Amazon, welcome to Miami.
Oh, wait. You haven’t chosen us yet? We’ve only made the list of top 20 possibilities as a location for your second headquarters?
No matter. You will choose us. Because who wouldn’t want to be in Miami?
We know we have issues. Many, many issues. But we’ve looked at the 19 other cities you’re considering. And though there are some nice places on there – the other contenders are Atlanta, Austin, Boston, Chicago, Columbus, Dallas, Denver, Indianapolis, Los Angeles, Montgomery County, Maryland, Nashville, Newark, New York City, northern Virginia, Philadelphia, Pittsburgh, Raleigh, Toronto and Washington D.C. – we can’t help but notice that we are the best choice.
Plus, your founder and CEO Jeff Bezos is a Palmetto High grad whose Cuban-born adoptive dad came to Miami as part of Operation Pedro Pan. So Bezos has already been repping the 305 for a long time.
Here’s why you will not be sorry if you choose us. By the way, we noticed you didn’t pick Tallahassee. Good move by you. We wouldn’t want to be there, either.
Our traffic is the stuff of nightmares, but suffering nobly makes you a stronger person
What doesn’t kill you makes you stronger. I think Jesus said that, or maybe it was The Rock. Anyway, because of this, those of us in Miami can move mountains. And by mountains I mean trucks, because occasionally we do have to literally pick them up and throw them out of our way to get home on the Palmetto. We suffer on the roads. And yes, they suffer in New York and Los Angeles, too. But you have not seen suffering till the DOT shuts down all lanes on I-95 at rush hour and drivers start inventing lanes. But you will grow used to this, like we have, and you will make peace with the fact that we will never have decent transportation options.
We are the gateway to Latin America, and that means our food options are amazing
Yes, we know Austin, Texas, has the barbecue and Philly has the cheesesteaks. Pittsburgh has pierogies and chipped ham, and Indianapolis has… well, we don’t know what Indianapolis has because who wants to go to Indianapolis? Anyway, our food is delicious. We have medianoches and empanadas and and ropa vieja and croquetas and churros and chicharrones you would slap your grandma for. That’s not even counting stone crabs or Key lime pie or the menus of all the swanky restaurants around town. And none of our food comes with that gross Philly cheese whiz on top of it.
We have roughly four days of winter
Have you looked at a weather map recently? There’s only one place not under a winter storm warning: us. Do you have any idea how cold it is in Chicago and Boston in January? Even Raleigh, N.C., is under several feet of snow. People in Dallas are wigging out because they don’t know how to scrape ice off their windshields.
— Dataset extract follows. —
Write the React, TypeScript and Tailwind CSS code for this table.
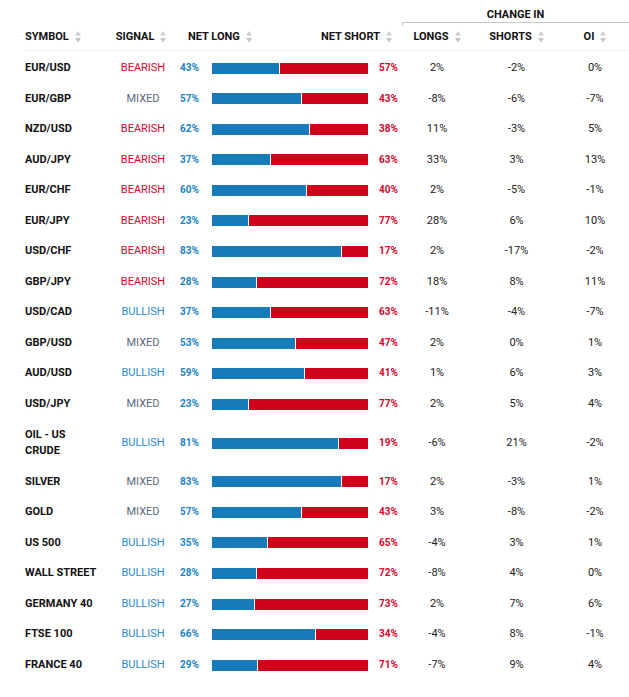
import React from "react";

type Signal = "BEARISH" | "MIXED" | "BULLISH";

interface Row {
  symbol: string;
  signal: Signal;
  long: number;
  longs: string;
  shorts: string;
  oi: string;
}

const rows: Row[] = [
  { symbol: "EUR/USD", signal: "BEARISH", long: 43, longs: "2%", shorts: "-2%", oi: "0%" },
  { symbol: "EUR/GBP", signal: "MIXED", long: 57, longs: "-8%", shorts: "-6%", oi: "-7%" },
  { symbol: "NZD/USD", signal: "BEARISH", long: 62, longs: "11%", shorts: "-3%", oi: "5%" },
  { symbol: "AUD/JPY", signal: "BEARISH", long: 37, longs: "33%", shorts: "3%", oi: "13%" },
  { symbol: "EUR/CHF", signal: "BEARISH", long: 60, longs: "2%", shorts: "-5%", oi: "-1%" },
  { symbol: "EUR/JPY", signal: "BEARISH", long: 23, longs: "28%", shorts: "6%", oi: "10%" },
  { symbol: "USD/CHF", signal: "BEARISH", long: 83, longs: "2%", shorts: "-17%", oi: "-2%" },
  { symbol: "GBP/JPY", signal: "BEARISH", long: 28, longs: "18%", shorts: "8%", oi: "11%" },
  { symbol: "USD/CAD", signal: "BULLISH", long: 37, longs: "-11%", shorts: "-4%", oi: "-7%" },
  { symbol: "GBP/USD", signal: "MIXED", long: 53, longs: "2%", shorts: "0%", oi: "1%" },
  { symbol: "AUD/USD", signal: "BULLISH", long: 59, longs: "1%", shorts: "6%", oi: "3%" },
  { symbol: "USD/JPY", signal: "MIXED", long: 23, longs: "2%", shorts: "5%", oi: "4%" },
  { symbol: "OIL - US\nCRUDE", signal: "BULLISH", long: 81, longs: "-6%", shorts: "21%", oi: "-2%" },
  { symbol: "SILVER", signal: "MIXED", long: 83, longs: "2%", shorts: "-3%", oi: "1%" },
  { symbol: "GOLD", signal: "MIXED", long: 57, longs: "3%", shorts: "-8%", oi: "-2%" },
  { symbol: "US 500", signal: "BULLISH", long: 35, longs: "-4%", shorts: "3%", oi: "1%" },
  { symbol: "WALL STREET", signal: "BULLISH", long: 28, longs: "-8%", shorts: "4%", oi: "0%" },
  { symbol: "GERMANY 40", signal: "BULLISH", long: 27, longs: "2%", shorts: "7%", oi: "6%" },
  { symbol: "FTSE 100", signal: "BULLISH", long: 66, longs: "-4%", shorts: "8%", oi: "-1%" },
  { symbol: "FRANCE 40", signal: "BULLISH", long: 29, longs: "-7%", shorts: "9%", oi: "4%" },
];

const signalColor: Record<Signal, string> = {
  BEARISH: "text-[#d6062c]",
  MIXED: "text-[#5b6878]",
  BULLISH: "text-[#2a8bd0]",
};

function SortIcon() {
  return (
    <svg width="6" height="12" viewBox="0 0 6 12" className="ml-[6px] shrink-0">
      <polygon points="3,0 6,4.5 0,4.5" fill="#cfcfcf" />
      <polygon points="0,7 6,7 3,11.5" fill="#c4c4c4" />
    </svg>
  );
}

function Head({ label, className = "" }: { label: string; className?: string }) {
  return (
    <div className={`flex items-center ${className}`}>
      <span>{label}</span>
      <SortIcon />
    </div>
  );
}

export default function App() {
  return (
    <div
      className="w-[629px] h-[697px] bg-white pl-[25px] text-[11px] text-[#111]"
      style={{ fontFamily: "Roboto, 'Liberation Sans', sans-serif" }}
    >
      {/* group header */}
      <div className="flex">
        <div className="w-[377px]" />
        <div className="relative h-[23px] flex-1 border-b border-[#c8c8c8] pt-[7px] text-center font-bold leading-[16px]">
          CHANGE IN
          <div className="absolute left-0 top-full h-[4px] w-px bg-[#c8c8c8]" />
        </div>
      </div>

      {/* column headers */}
      <div className="flex border-b border-[#eeeeee] pt-[6px] pb-[5px] font-bold leading-[16px]">
        <Head label="SYMBOL" className="w-[85px]" />
        <Head label="SIGNAL" className="w-[66px] justify-center pr-[4px]" />
        <div className="w-[226px] flex justify-between pl-[12px] pr-[10px]">
          <Head label="NET LONG" />
          <Head label="NET SHORT" />
        </div>
        <Head label="LONGS" className="w-[70px] justify-center" />
        <Head label="SHORTS" className="w-[89px] justify-center" />
        <Head label="OI" className="w-[68px] justify-center" />
      </div>

      {rows.map((r, i) => (
        <div
          key={r.symbol}
          className={`flex items-center pb-[5px] leading-[16.5px] ${i === 0 ? "pt-[9px]" : "pt-[9.05px]"}`}
        >
          <div className="w-[85px] font-bold whitespace-pre-line">{r.symbol}</div>
          <div className={`w-[66px] text-center ${signalColor[r.signal]}`}>{r.signal}</div>
          <div className="w-[226px] flex items-center">
            <span className="w-[23px] text-right text-[10px] font-bold text-[#2183c2]">{r.long}%</span>
            <div className="ml-[13px] flex h-[11px] w-[156px]">
              <div className="h-full bg-[#177bb9]" style={{ width: `${r.long}%` }} />
              <div className="h-full flex-1 border-l border-white bg-[#d0021b]" />
            </div>
            <span className="ml-[11px] text-[10px] font-bold text-[#d6062c]">{100 - r.long}%</span>
          </div>
          <div className="w-[70px] text-center text-[#222]">{r.longs}</div>
          <div className="w-[89px] text-center text-[#222]">{r.shorts}</div>
          <div className="w-[68px] text-center text-[#222]">{r.oi}</div>
        </div>
      ))}
    </div>
  );
}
Here, we’re wearing flip flops.
You can always get a ticket to a Marlins game
Good seats still (and always) available.
We are a culture-rich environment
We have all the stuff the big cities have: museums, opera, ballet, theater, art house cinemas and the biggest and most impressive book fair in the country. Plus we have the annual Calle Ocho street festival, which boasts the world’s biggest collection of halter tops and vendors selling Fidel Castro toilet paper.
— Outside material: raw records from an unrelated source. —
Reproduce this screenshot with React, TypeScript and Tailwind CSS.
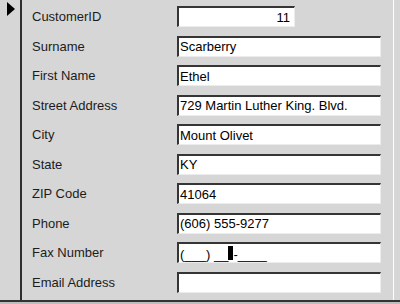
import React from "react";

type Field = { label: string; value: string; narrow?: boolean; right?: boolean; mask?: boolean };

const fields: Field[] = [
  { label: "CustomerID", value: "11", narrow: true, right: true },
  { label: "Surname", value: "Scarberry" },
  { label: "First Name", value: "Ethel" },
  { label: "Street Address", value: "729 Martin Luther King. Blvd." },
  { label: "City", value: "Mount Olivet" },
  { label: "State", value: "KY" },
  { label: "ZIP Code", value: "41064" },
  { label: "Phone", value: "(606) 555-9277" },
  { label: "Fax Number", value: "", mask: true },
  { label: "Email Address", value: "" },
];

const TextBox = ({ f }: { f: Field }) => (
  <div
    className={`h-[21px] bg-white border-t-2 border-l-2 border-[#353535] border-b border-r border-b-[#ececec] border-r-[#ececec] flex items-center text-[13px] text-black leading-none ${
      f.narrow ? "w-[118px] justify-end pr-[4px]" : "w-[204px] pl-[1px]"
    }`}
  >
    {f.mask ? (
      <span className="flex items-end whitespace-pre">
        <span>(___) __</span>
        <span className="inline-block w-[5px] h-[14px] bg-black mb-[1px]" />
        <span>-____</span>
      </span>
    ) : (
      <span className="whitespace-pre">{f.value}</span>
    )}
  </div>
);

const AccessForm = () => {
  return (
    <div
      className="w-[400px] h-[304px] bg-[#d6d6d6] flex flex-col overflow-hidden"
      style={{ fontFamily: '"Liberation Sans", Arial, sans-serif' }}
    >
      <div className="h-[300px] flex">
        {/* record selector */}
        <div className="w-[22px] border-r-2 border-[#2e2e2e] pl-[7px] pt-[2px]">
          <svg width="8" height="14" viewBox="0 0 8 14">
            <path d="M0 0 L8 7 L0 14 Z" fill="#000" />
          </svg>
        </div>

        {/* detail section */}
        <div className="w-[372px] border-r border-white pl-[10px] pt-[2px] flex flex-col">
          {fields.map((f) => (
            <div key={f.label} className="h-[29.5px] flex items-center">
              <span className="w-[145px] text-[13px] text-[#1c1c1c]">{f.label}</span>
              <TextBox f={f} />
            </div>
          ))}
        </div>
      </div>
      <div className="h-[2px] bg-[#333333]" />
      <div className="h-[2px] bg-[#bdbdbd]" />
    </div>
  );
};

export default function App() {
  return <AccessForm />;
}
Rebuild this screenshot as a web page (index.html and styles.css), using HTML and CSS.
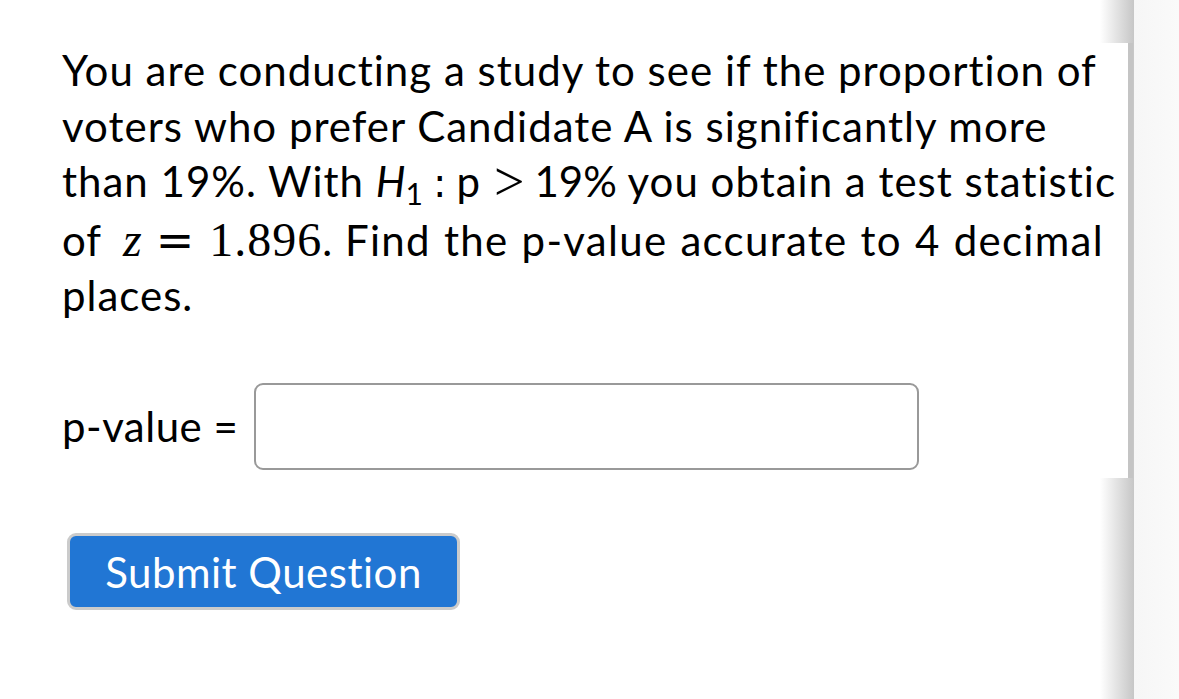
FILE: index.html
```html
<!DOCTYPE html>
<html>
<head>
<meta charset="utf-8">
<link rel="stylesheet" href="styles.css">
</head>
<body>
<div class="page">
  <div class="panel">
    <p class="question">You are conducting a study to see if the proportion of<br>voters who prefer Candidate A is significantly more<br>than 19%. With <span class="m"><span class="mi mh">H</span><sub class="msub">1</sub><span class="mo mcolon">:</span><span class="mt">p</span><span class="mo mgt">&gt;</span><span class="mt">19%</span></span> you obtain a test statistic<br>of <span class="m"><span class="mz">z</span><span class="mo meq">=</span><span class="mn">1.896</span></span>. <span class="rest">Find the p-value accurate to 4 decimal</span><br>places.</p>
    <div class="answer-row">
      <span class="label">p-value =</span>
      <input class="answer" type="text">
    </div>
  </div>
  <div class="actions">
    <button class="submit" type="button">Submit Question</button>
  </div>
</div>
</body>
</html>
```
FILE: styles.css
```css
html, body {
  margin: 0;
  padding: 0;
}
body {
  width: 1179px;
  height: 699px;
  overflow: hidden;
  font-family: "Lato", "DejaVu Sans", sans-serif;
  font-variant-ligatures: none;
  color: #000;
  background: linear-gradient(to right, #ffffff 0, #ffffff 1100px, #c6c6c6 1134px, #f6f6f6 1134px, #fafafa 1179px);
}
.page {
  padding-top: 43px;
}
.panel {
  width: 1066px;
  height: 435px;
  padding-left: 62px;
  background: #fff;
  border-right: 5px solid #c4c4c4;
  box-sizing: content-box;
}
.question {
  margin: 0;
  padding-top: 0;
  font-size: 42px;
  letter-spacing: 1px;
  line-height: 55.5px;
  white-space: nowrap;
}
.rest {
  letter-spacing: 1.3px;
  word-spacing: 1px;
}
.m {
  white-space: nowrap;
  letter-spacing: 0;
}
.mi {
  font-style: italic;
}
.mh {
  margin-left: 0;
}
.msub {
  font-size: 30px;
  vertical-align: -8px;
  line-height: 0;
}
.mo {
  font-family: "DejaVu Serif", serif;
  font-size: 44px;
}
.mcolon {
  font-family: "DejaVu Sans", sans-serif;
  font-size: 40px;
  margin: 0 10px 0 10px;
}
.mgt {
  font-family: "Liberation Serif", serif;
  font-size: 54px;
  line-height: 1;
  vertical-align: -3px;
  margin: 0 10px 0 14px;
}
.mz {
  font-family: "Liberation Serif", serif;
  font-style: italic;
  font-size: 48px;
  margin-left: 10px;
}
.meq {
  font-size: 46px;
  margin: 0 15px 0 14px;
}
.mn {
  font-family: "Liberation Serif", serif;
  font-size: 48px;
  letter-spacing: 1px;
}
.answer-row {
  display: flex;
  align-items: center;
  gap: 16px;
  margin-top: 59px;
}
.label {
  font-size: 42px;
  letter-spacing: 0.5px;
}
.answer {
  width: 665px;
  height: 87px;
  box-sizing: border-box;
  border: 2px solid #999;
  border-radius: 9px;
  background: #fff;
  margin: 0;
  padding: 0 12px;
  font-size: 36px;
  outline: none;
}
.actions {
  padding-left: 67px;
  padding-top: 55px;
}
.submit {
  width: 393px;
  height: 77px;
  box-sizing: border-box;
  background: #2176d4;
  border: 3px solid #cbcbcb;
  border-radius: 9px;
  color: #fff;
  font-family: "Lato", "DejaVu Sans", sans-serif;
  font-variant-ligatures: none;
  font-size: 42px;
  letter-spacing: 0.5px;
  padding: 0;
  margin: 0;
}
```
The weirdest things in the world happen in Florida
You will get angry. You will get frustrated. But you will never, ever be bored. You could see a gator and a python locked in a mortal battle while you’re golfing. An iguana might pop up in your toilet. You could be in court and see a lawyer’s pants burst into flames during an arson trial. This sort of thing simply doesn’t happen in Nashville.